Short problem
Print all of the lines exactly. Any picture among them stays out.

Records provided
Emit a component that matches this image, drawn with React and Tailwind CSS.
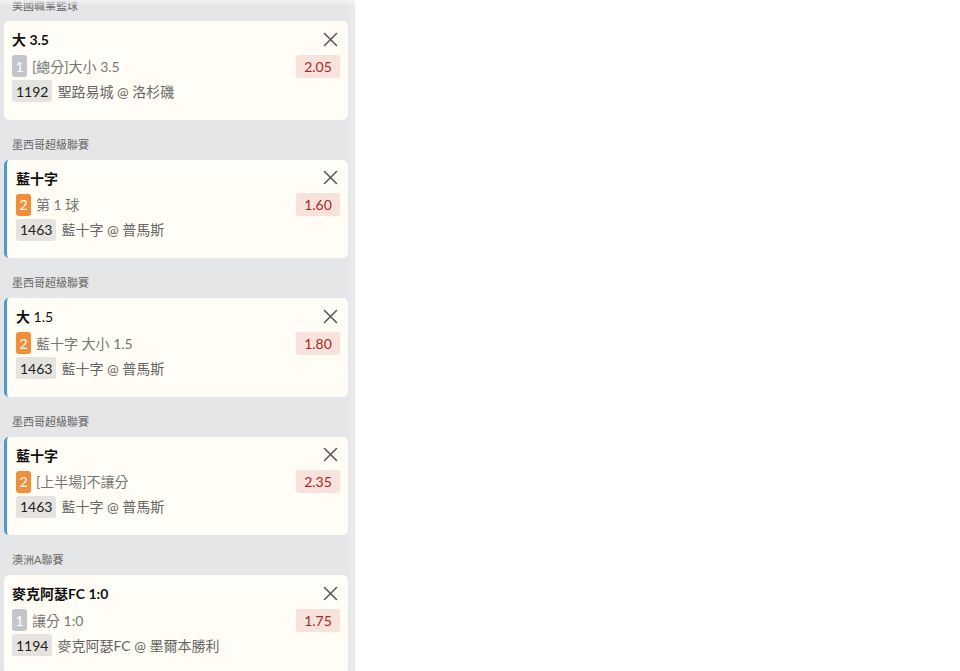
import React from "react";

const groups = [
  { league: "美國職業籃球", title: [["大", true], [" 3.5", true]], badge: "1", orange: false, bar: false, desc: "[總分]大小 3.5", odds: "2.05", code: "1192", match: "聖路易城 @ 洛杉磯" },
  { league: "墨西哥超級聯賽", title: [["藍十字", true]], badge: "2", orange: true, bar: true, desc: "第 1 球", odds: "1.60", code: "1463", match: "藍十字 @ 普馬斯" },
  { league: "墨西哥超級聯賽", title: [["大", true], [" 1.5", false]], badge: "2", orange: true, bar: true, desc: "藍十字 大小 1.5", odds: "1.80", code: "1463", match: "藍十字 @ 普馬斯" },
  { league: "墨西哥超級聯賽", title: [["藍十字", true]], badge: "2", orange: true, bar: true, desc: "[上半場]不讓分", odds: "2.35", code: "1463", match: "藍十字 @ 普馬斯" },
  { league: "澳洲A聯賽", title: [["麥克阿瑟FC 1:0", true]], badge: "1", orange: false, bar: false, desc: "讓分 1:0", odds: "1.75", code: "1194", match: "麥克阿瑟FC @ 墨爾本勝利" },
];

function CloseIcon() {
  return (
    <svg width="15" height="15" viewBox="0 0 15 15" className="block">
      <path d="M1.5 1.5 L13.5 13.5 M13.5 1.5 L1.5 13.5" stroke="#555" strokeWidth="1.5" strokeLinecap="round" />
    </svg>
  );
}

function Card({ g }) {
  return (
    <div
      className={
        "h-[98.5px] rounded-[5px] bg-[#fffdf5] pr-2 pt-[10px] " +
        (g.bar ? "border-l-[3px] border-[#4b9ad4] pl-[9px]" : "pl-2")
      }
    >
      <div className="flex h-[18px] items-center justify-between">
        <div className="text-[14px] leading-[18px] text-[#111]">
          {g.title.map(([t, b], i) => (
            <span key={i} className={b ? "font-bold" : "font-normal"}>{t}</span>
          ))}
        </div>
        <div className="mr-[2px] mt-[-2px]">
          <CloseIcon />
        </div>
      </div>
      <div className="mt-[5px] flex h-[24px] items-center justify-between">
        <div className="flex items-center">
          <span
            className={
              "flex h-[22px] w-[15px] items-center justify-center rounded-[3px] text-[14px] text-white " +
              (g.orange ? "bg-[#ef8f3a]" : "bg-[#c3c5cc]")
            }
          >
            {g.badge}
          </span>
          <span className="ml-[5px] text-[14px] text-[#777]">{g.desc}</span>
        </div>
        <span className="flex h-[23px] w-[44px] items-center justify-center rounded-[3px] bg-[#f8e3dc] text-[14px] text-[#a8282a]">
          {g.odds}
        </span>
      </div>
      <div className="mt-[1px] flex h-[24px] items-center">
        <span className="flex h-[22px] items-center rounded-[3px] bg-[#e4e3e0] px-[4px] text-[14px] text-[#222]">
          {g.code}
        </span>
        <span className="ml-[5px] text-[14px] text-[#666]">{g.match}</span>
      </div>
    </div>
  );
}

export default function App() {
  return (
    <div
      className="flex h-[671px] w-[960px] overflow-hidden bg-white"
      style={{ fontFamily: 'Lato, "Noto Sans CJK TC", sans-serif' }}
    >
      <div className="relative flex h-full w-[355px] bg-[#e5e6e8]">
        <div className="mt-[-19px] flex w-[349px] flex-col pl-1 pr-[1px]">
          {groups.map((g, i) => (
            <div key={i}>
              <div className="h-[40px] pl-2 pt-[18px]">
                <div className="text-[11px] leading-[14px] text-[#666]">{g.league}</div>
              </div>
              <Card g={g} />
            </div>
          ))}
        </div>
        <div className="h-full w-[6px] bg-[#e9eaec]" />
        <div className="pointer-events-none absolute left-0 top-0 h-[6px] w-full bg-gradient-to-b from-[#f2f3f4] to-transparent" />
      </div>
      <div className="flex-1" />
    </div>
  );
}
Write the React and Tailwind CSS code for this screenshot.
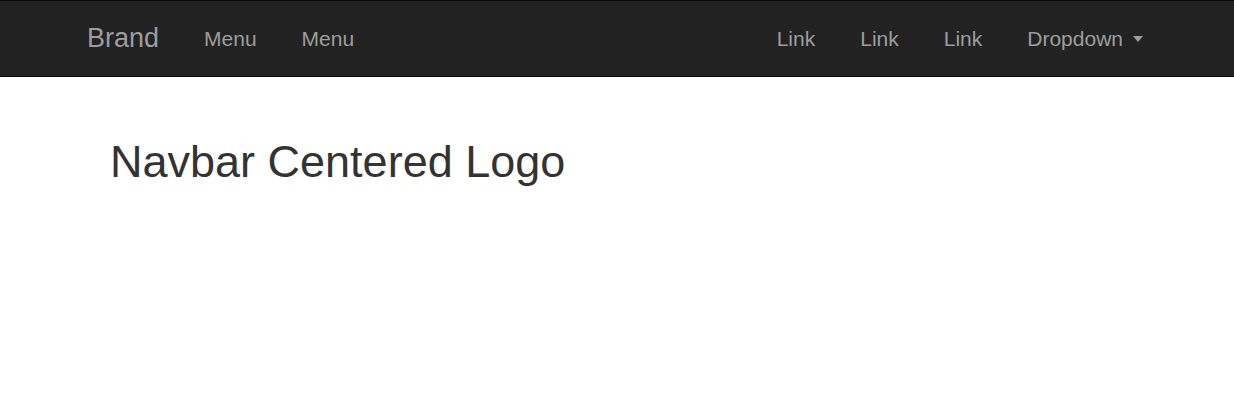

Full solution
Emit a component that matches this image, drawn with React and Tailwind CSS.
import React from "react";

const groups = [
  { league: "美國職業籃球", title: [["大", true], [" 3.5", true]], badge: "1", orange: false, bar: false, desc: "[總分]大小 3.5", odds: "2.05", code: "1192", match: "聖路易城 @ 洛杉磯" },
  { league: "墨西哥超級聯賽", title: [["藍十字", true]], badge: "2", orange: true, bar: true, desc: "第 1 球", odds: "1.60", code: "1463", match: "藍十字 @ 普馬斯" },
  { league: "墨西哥超級聯賽", title: [["大", true], [" 1.5", false]], badge: "2", orange: true, bar: true, desc: "藍十字 大小 1.5", odds: "1.80", code: "1463", match: "藍十字 @ 普馬斯" },
  { league: "墨西哥超級聯賽", title: [["藍十字", true]], badge: "2", orange: true, bar: true, desc: "[上半場]不讓分", odds: "2.35", code: "1463", match: "藍十字 @ 普馬斯" },
  { league: "澳洲A聯賽", title: [["麥克阿瑟FC 1:0", true]], badge: "1", orange: false, bar: false, desc: "讓分 1:0", odds: "1.75", code: "1194", match: "麥克阿瑟FC @ 墨爾本勝利" },
];

function CloseIcon() {
  return (
    <svg width="15" height="15" viewBox="0 0 15 15" className="block">
      <path d="M1.5 1.5 L13.5 13.5 M13.5 1.5 L1.5 13.5" stroke="#555" strokeWidth="1.5" strokeLinecap="round" />
    </svg>
  );
}

function Card({ g }) {
  return (
    <div
      className={
        "h-[98.5px] rounded-[5px] bg-[#fffdf5] pr-2 pt-[10px] " +
        (g.bar ? "border-l-[3px] border-[#4b9ad4] pl-[9px]" : "pl-2")
      }
    >
      <div className="flex h-[18px] items-center justify-between">
        <div className="text-[14px] leading-[18px] text-[#111]">
          {g.title.map(([t, b], i) => (
            <span key={i} className={b ? "font-bold" : "font-normal"}>{t}</span>
          ))}
        </div>
        <div className="mr-[2px] mt-[-2px]">
          <CloseIcon />
        </div>
      </div>
      <div className="mt-[5px] flex h-[24px] items-center justify-between">
        <div className="flex items-center">
          <span
            className={
              "flex h-[22px] w-[15px] items-center justify-center rounded-[3px] text-[14px] text-white " +
              (g.orange ? "bg-[#ef8f3a]" : "bg-[#c3c5cc]")
            }
          >
            {g.badge}
          </span>
          <span className="ml-[5px] text-[14px] text-[#777]">{g.desc}</span>
        </div>
        <span className="flex h-[23px] w-[44px] items-center justify-center rounded-[3px] bg-[#f8e3dc] text-[14px] text-[#a8282a]">
          {g.odds}
        </span>
      </div>
      <div className="mt-[1px] flex h-[24px] items-center">
        <span className="flex h-[22px] items-center rounded-[3px] bg-[#e4e3e0] px-[4px] text-[14px] text-[#222]">
          {g.code}
        </span>
        <span className="ml-[5px] text-[14px] text-[#666]">{g.match}</span>
      </div>
    </div>
  );
}

export default function App() {
  return (
    <div
      className="flex h-[671px] w-[960px] overflow-hidden bg-white"
      style={{ fontFamily: 'Lato, "Noto Sans CJK TC", sans-serif' }}
    >
      <div className="relative flex h-full w-[355px] bg-[#e5e6e8]">
        <div className="mt-[-19px] flex w-[349px] flex-col pl-1 pr-[1px]">
          {groups.map((g, i) => (
            <div key={i}>
              <div className="h-[40px] pl-2 pt-[18px]">
                <div className="text-[11px] leading-[14px] text-[#666]">{g.league}</div>
              </div>
              <Card g={g} />
            </div>
          ))}
        </div>
        <div className="h-full w-[6px] bg-[#e9eaec]" />
        <div className="pointer-events-none absolute left-0 top-0 h-[6px] w-full bg-gradient-to-b from-[#f2f3f4] to-transparent" />
      </div>
      <div className="flex-1" />
    </div>
  );
}
Write the React and Tailwind CSS code for this screenshot.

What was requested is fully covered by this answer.